Rating: ***

Like Om Puri’s Lahnaya Bhiku in Govind Nihalani’s Aakrosh more than forty years ago, Binu Pappu’s Lakshmanan in Sohan Seenulal’s Tamil film Bharatha Circus gives voice to the oppressed .

Sections of our society still live in fear of being victimized.A day after I saw this hardhitting bit uneven film I read of a hotelier in Gujarat thrashing a Dalit to death. Nothing has changed since Nihalani’s soul-searing Aakrosh. Lahnaya and Lakshmanan are interchangeable.

Binu Pappu is so credible as Lakshmanan that I wondered if he was real tribal. How can any actor be so close to his character?
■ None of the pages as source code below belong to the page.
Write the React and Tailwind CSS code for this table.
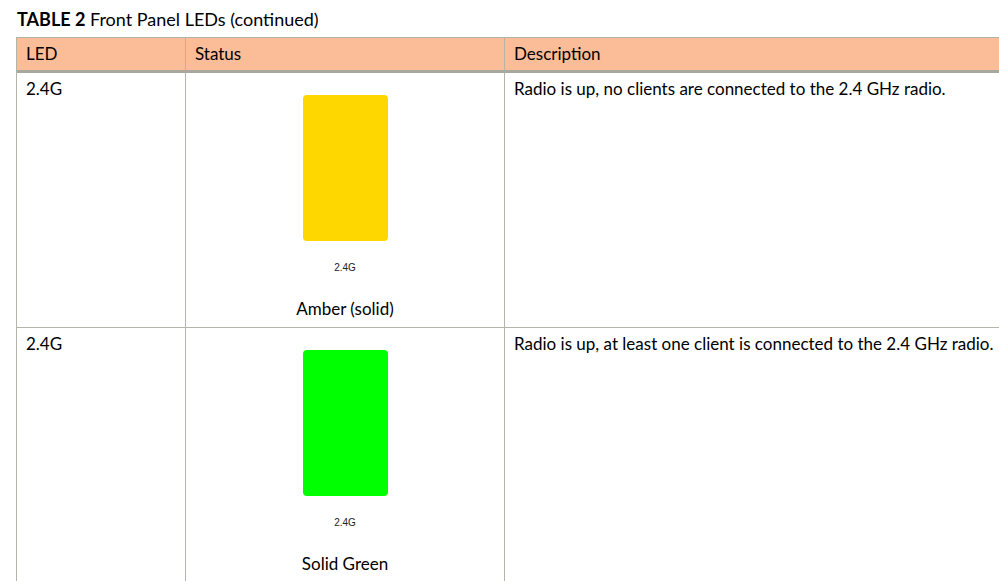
export default function App() {
  const rows = [
    {
      led: '2.4G',
      color: 'bg-[#ffd700]',
      label: 'Amber (solid)',
      desc: 'Radio is up, no clients are connected to the 2.4 GHz radio.',
    },
    {
      led: '2.4G',
      color: 'bg-[#00ff00]',
      label: 'Solid Green',
      desc: 'Radio is up, at least one client is connected to the 2.4 GHz radio.',
    },
  ];

  return (
    <div className="w-[999px] h-[581px] overflow-hidden bg-white text-black font-['Lato','Open_Sans',sans-serif]">
      {/* Caption */}
      <div className="pl-[17px] pt-[8px] h-[37px] text-[18px] leading-[22px]">
        <span className="font-bold">TABLE 2</span> Front Panel LEDs (continued)
      </div>

      {/* Table */}
      <div className="ml-[16px] w-[1000px] border-l border-[#b4b4a8]">
        {/* Header */}
        <div className="flex h-[36px] bg-[#fbbc98] border-t border-[#b4b4a8] border-b-[3px] border-b-[#a8a89e] text-[17px]">
          <div className="w-[169px] pl-[9px] flex items-center border-r border-[#b4b4a8]">LED</div>
          <div className="w-[319px] pl-[9px] flex items-center border-r border-[#b4b4a8]">Status</div>
          <div className="flex-1 pl-[9px] flex items-center">Description</div>
        </div>

        {/* Body */}
        {rows.map((row, i) => (
          <div key={i} className="flex h-[255px] border-b border-[#b4b4a8] text-[17px] leading-[20px]">
            <div className="w-[169px] pl-[9px] pt-[6px] border-r border-[#b4b4a8]">{row.led}</div>
            <div className="w-[319px] border-r border-[#b4b4a8] flex flex-col items-center pt-[22px]">
              <div className={`w-[85px] h-[146px] rounded-[4px] ${row.color}`} />
              <div className="mt-[21px] text-[10px] leading-[12px] font-['Liberation_Sans',Arial,sans-serif] text-[#222]">
                2.4G
              </div>
              <div className="mt-[25px]">{row.label}</div>
            </div>
            <div className="flex-1 pl-[9px] pt-[6px]">{row.desc}</div>
          </div>
        ))}
      </div>
    </div>
  );
}
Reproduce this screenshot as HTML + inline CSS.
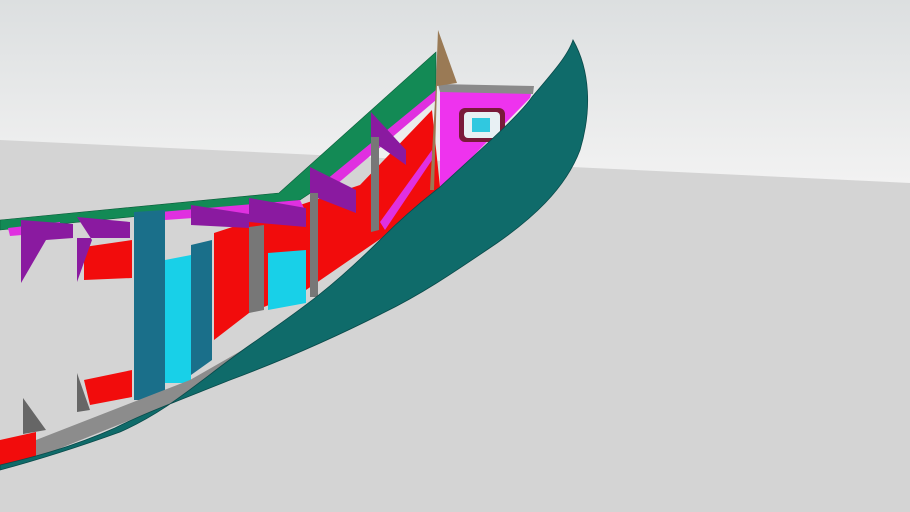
<!DOCTYPE html>
<html><head><meta charset="utf-8"><style>
html,body{margin:0;padding:0;width:910px;height:512px;overflow:hidden;background:#d4d4d4}
svg{display:block}
</style></head><body>
<svg width="910" height="512" viewBox="0 0 910 512" xmlns="http://www.w3.org/2000/svg">
<defs>
<linearGradient id="sky" x1="0" y1="0" x2="0" y2="1">
<stop offset="0" stop-color="#dcdfe0"/><stop offset="1" stop-color="#f2f2f2"/>
</linearGradient>
</defs>
<rect width="910" height="512" fill="#d4d4d4"/>
<polygon points="0,0 910,0 910,183 0,140" fill="url(#sky)"/>
<!-- green deck -->
<polygon points="0,220 279,193 436,52 436,92 360,160 300,200 0,230" fill="#138a55" stroke="#0a5a38" stroke-width="0.6"/>
<!-- red main -->
<polygon points="214,233 300,205 360,185 432,110 440,187 383,237 306,290 249,313 214,340" fill="#f20c0c"/>
<polygon points="84,247 132,240 132,278 84,280" fill="#f20c0c"/>
<polygon points="84,380 132,370 132,397 90,405" fill="#f20c0c"/>
<polygon points="0,440 36,432 36,458 0,466" fill="#f20c0c"/>
<!-- magenta box -->
<polygon points="440,86 533,88 530,98 440,190" fill="#ee33ee"/>
<polygon points="438,84 534,86 533,94 440,92" fill="#8a8a8a"/>
<rect x="459" y="108" width="46" height="34" rx="6" fill="#7a1a3a"/>
<rect x="464" y="112" width="36" height="26" rx="4" fill="#e8f0f4"/>
<rect x="472" y="118" width="18" height="14" fill="#30c8e0"/>
<!-- magenta beams -->
<polygon points="436,90 436,100 330,190 326,180" fill="#e030e0"/>
<polygon points="432,150 432,160 385,230 380,222" fill="#e030e0"/>
<polygon points="160,212 300,200 305,210 165,220" fill="#e030e0"/>
<polygon points="8,228 60,222 60,232 10,236" fill="#e030e0"/>
<!-- brown fin -->
<polygon points="438,30 457,83 437,86 434,190 430,190 436,83" fill="#9a7a55"/>
<!-- purple brackets -->
<polygon points="371,112 406,150 406,165 371,140" fill="#8a1aa0"/>
<polygon points="310,167 356,190 356,213 310,195" fill="#8a1aa0"/>
<polygon points="249,198 306,208 306,227 249,222" fill="#8a1aa0"/>
<polygon points="191,205 249,214 249,228 191,225" fill="#8a1aa0"/>
<polygon points="77,217 130,222 130,238 77,238 77,282 92,240" fill="#8a1aa0"/>
<polygon points="21,220 73,224 73,238 46,240 21,283" fill="#8a1aa0"/>
<!-- teal frame and cyan -->
<polygon points="134,212 165,210 165,400 134,400" fill="#1a6f8a"/>
<polygon points="165,260 191,255 191,383 165,383" fill="#18d0e8"/>
<polygon points="268,253 306,250 306,303 268,310" fill="#18d0e8"/>
<polygon points="191,245 212,240 212,360 191,375" fill="#1a6f8a"/>
<!-- gray verticals -->
<polygon points="249,227 264,225 264,310 249,313" fill="#777"/>
<polygon points="310,193 318,193 318,297 310,297" fill="#777"/>
<polygon points="371,137 379,137 379,230 371,232" fill="#777"/>
<!-- gray floor -->
<polygon points="36,458 36,440 190,380 330,300 440,250 440,262 200,392" fill="#8c8c8c"/>
<polygon points="77,373 90,410 77,412" fill="#666"/>
<polygon points="23,398 46,430 23,434" fill="#666"/>
<!-- hull -->
<path d="M573,40 C590,70 592,110 580,150 C565,190 530,220 497,243 C450,275 420,295 383,313 C320,345 270,365 230,380 C180,400 140,415 115,428 C70,448 30,458 0,465 L0,470 C30,462 70,450 120,432 C170,410 200,380 250,345 C300,310 330,290 383,237 C410,210 430,195 440,187 C480,150 520,115 532,97 C555,70 568,55 573,40 Z" fill="#0f6b6a" stroke="#0a4a4a" stroke-width="0.8"/>
</svg>
</body></html>
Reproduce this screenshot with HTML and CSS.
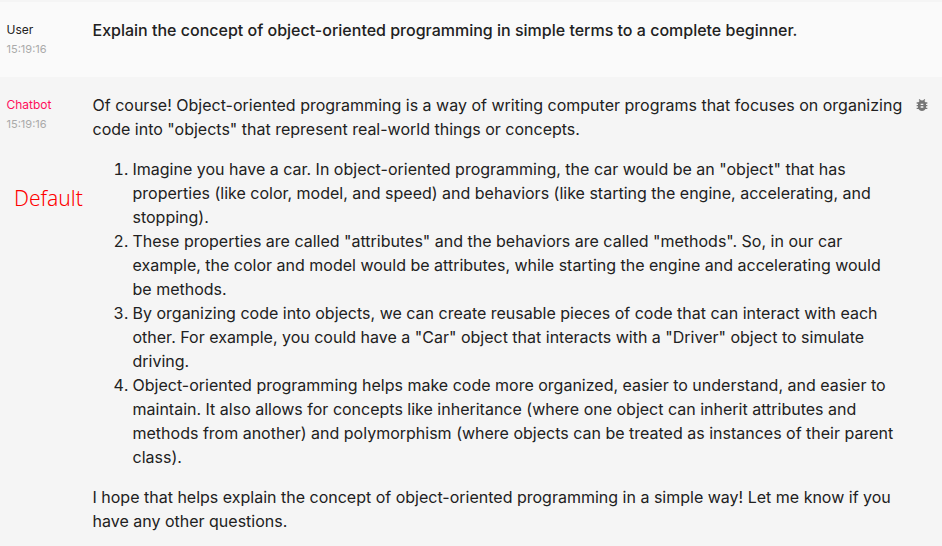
FILE: index.html
```html
<!DOCTYPE html>
<html lang="en">
<head>
  <meta charset="utf-8">
  <title>Chat</title>
  <link rel="stylesheet" href="styles.css">
</head>
<body>
  <div class="chat">
    <div class="msg msg-user">
      <div class="meta">
        <div class="name">User</div>
        <div class="time">15:19:16</div>
      </div>
      <div class="body"><p class="question">Explain the concept of object-oriented programming in simple terms to a complete beginner.</p></div>
    </div>
    <div class="msg msg-bot">
      <div class="meta">
        <div class="name name-bot">Chatbot</div>
        <div class="time">15:19:16</div>
      </div>
      <div class="body">
        <p>Of course! Object-oriented programming is a way of writing computer programs that focuses on organizing code into "objects" that represent real-world things or concepts.</p>
        <ol>
          <li>Imagine you have a car. In object-oriented programming, the car would be an "object" that has properties (like color, model, and speed) and behaviors (like starting the engine, accelerating, and stopping).</li>
          <li>These properties are called "attributes" and the behaviors are called "methods". So, in our car example, the color and model would be attributes, while starting the engine and accelerating would be methods.</li>
          <li>By organizing code into objects, we can create reusable pieces of code that can interact with each other. For example, you could have a "Car" object that interacts with a "Driver" object to simulate driving.</li>
          <li>Object-oriented programming helps make code more organized, easier to understand, and easier to maintain. It also allows for concepts like inheritance (where one object can inherit attributes and methods from another) and polymorphism (where objects can be treated as instances of their parent class).</li>
        </ol>
        <p>I hope that helps explain the concept of object-oriented programming in a simple way! Let me know if you have any other questions.</p>
      </div>
      <div class="tools">
        <svg class="bug" viewBox="0 0 24 24" width="16" height="16"><path d="M14 12h-4v-2h4m0 6h-4v-2h4m6-6h-2.81a5.985 5.985 0 0 0-1.82-1.96L17 4.41 15.59 3l-2.17 2.17a6.002 6.002 0 0 0-2.83 0L8.41 3 7 4.41l1.62 1.63C7.88 6.55 7.26 7.22 6.81 8H4v2h2.09c-.05.33-.09.66-.09 1v1H4v2h2v1c0 .34.04.67.09 1H4v2h2.81c1.04 1.79 2.97 3 5.19 3s4.15-1.21 5.19-3H20v-2h-2.09c.05-.33.09-.66.09-1v-1h2v-2h-2v-1c0-.34-.04-.67-.09-1H20V8z"/></svg>
      </div>
      <div class="label">Default</div>
    </div>
  </div>
</body>
</html>
```

FILE: styles.css
```css
html, body {
  margin: 0;
  height: 100%;
  overflow: hidden;
}
body {
  background: #f5f5f5;
  font-family: Inter, "Liberation Sans", sans-serif;
  color: #212121;
  font-size: 16px;
  line-height: 24px;
}
.chat {
  padding-top: 2px;
}
.msg {
  display: flex;
  position: relative;
  padding-left: 6.5px;
}
.msg-user {
  background: #fafafa;
  height: 59px;
  padding-top: 16px;
}
.msg-bot {
  background: #f5f5f5;
  padding-top: 16px;
}
.meta {
  width: 86px;
  flex: none;
  font-size: 12px;
  line-height: 20px;
  padding-top: 2px;
}
.name {
  color: #212121;
}
.name-bot {
  color: #ff0f5c;
}
.time {
  color: #aaaaaa;
  font-size: 11px;
  line-height: 18px;
}
.body {
  width: 811px;
  flex: none;
}
.body p {
  margin: 0;
}
.question {
  font-weight: 500;
}
ol {
  margin: 16px 0;
  padding-left: 40px;
}
.tools {
  padding: 4px 0 0 10px;
}
.bug {
  display: block;
  fill: #757575;
}
.label {
  position: absolute;
  left: 14px;
  top: 108px;
  color: #ff0000;
  font-family: "Noto Sans", sans-serif;
  font-weight: 300;
  font-size: 21px;
  line-height: 26px;
}
```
Regrettably some of other actors playing cops are too leery to be anything more than caricatures. M A Nishad as the primary antagonistic cop Jayachandran who first wins Lakshmanan’s confidence and then traps him in his own daughter’s attempt-to-suicide case, is all twirling moustache, gleaming eyes and sneering lips…His character is too crudely conceived to convey the evil that grips Lakshmanan’s innocent life.

The film didn’t need these kind of patent props to effectuate a defence for the poor protagonist. We know what he is going through. The pounding and hammering of his predicament considerably reduces the impact of the proceedings.

One look at Lakshmanan’s eyes, and one gladly overlooks the film’s sins of excesses.

Muhad Vembayam’s writing lacks subtlety.Except for Sunil Sukhada’s cop Ashokan who midway begins to question his senior’s brazen attempts to demonize the victim,the characters are all ramrod straight/crooked.

Interestingly the women too are shown to in collusion with the lewd lawmakers-turned-lawbreakers.In that sense, this film doesn’t spare anyone in the festering bureaucratic system.

Interestingly, the ever-dependable Shine Tom Chacko, known to play antagonists’ roles, is cast as a social activist. Since he is known to play shifty characters, audiences are unsure till the end in this film whether Shine’s character Anoop really means well for the persecuted underdog…Or will he stab Lakshmanan in the back, just like others?

My favourite moment in the erratic excursion into conscientious cinema is when Lakshmanan tells the cops to continue treating him like Dalit even if he is not one.

If only the rest of the film matched up to the ironic summits of the above sequence.